Track day history kills resale value—Porsche dealers know this. Always pull service records directly from Porsche, not just Carfax.

Mar 25

Ouch, that's brutal. Track day history kills resale and warranty faster than anything else. Quick question though — did Porsche Monterey actually disclose the track usage upfront, or did you find out after the PPI? That matters legally in California.

Also, $89k for a 2019 Carrera is pretty aggressive pricing. Did you get pre-purchase inspection BEFORE signing, or after you bought? I ask because I grabbed a 2018 CPO 911 from a Porsche dealer in Orange County two years back and made them do the inspection on their dime before I committed. Cost them like $600, saved me from exactly this situation. Their CPO is only as good as how hard you push back on documentation.

Mar 25

Man, this is exactly what happened to our CEO last year — bought a CPO M440i from a BMW dealer in LA, same story. Carfax clean, warranty supposedly full, paid $72k. Three months in, cooling system issue that the dealer fought on warranty claiming "prior damage."

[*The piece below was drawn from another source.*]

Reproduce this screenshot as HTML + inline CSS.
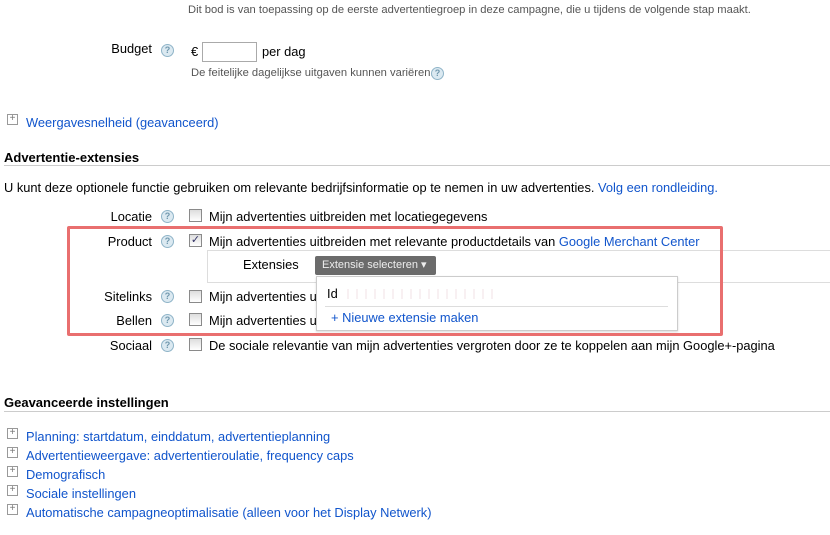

Here's what I'd do if I were in your position: Get that mechatronic unit failure documented by an independent Porsche specialist (not just generic mechanic), then file a complaint with California's Department of Consumer Affairs. CPO should mean something. Also contact your credit card company if you used one — amex has better purchase protection than most people realize.

For the actual repair, call independent shops like Rennlist-recommended places instead of the dealer. Mechatronic rebuilds run $4–6k on the secondhand market versus $12k+ through Porsche, but verify warranty on the used unit first.

I'm honestly still anxious about used luxury cars now. Might sound paranoid but I'd rather eat depreciation and buy new at this point.

Mar 25

Track day history kills these deals—we passed on a 2018 Turbo last year for the same reason, dealer couldn't prove service records. PPI by an independent Porsche specialist saved us, not the CPO stamp.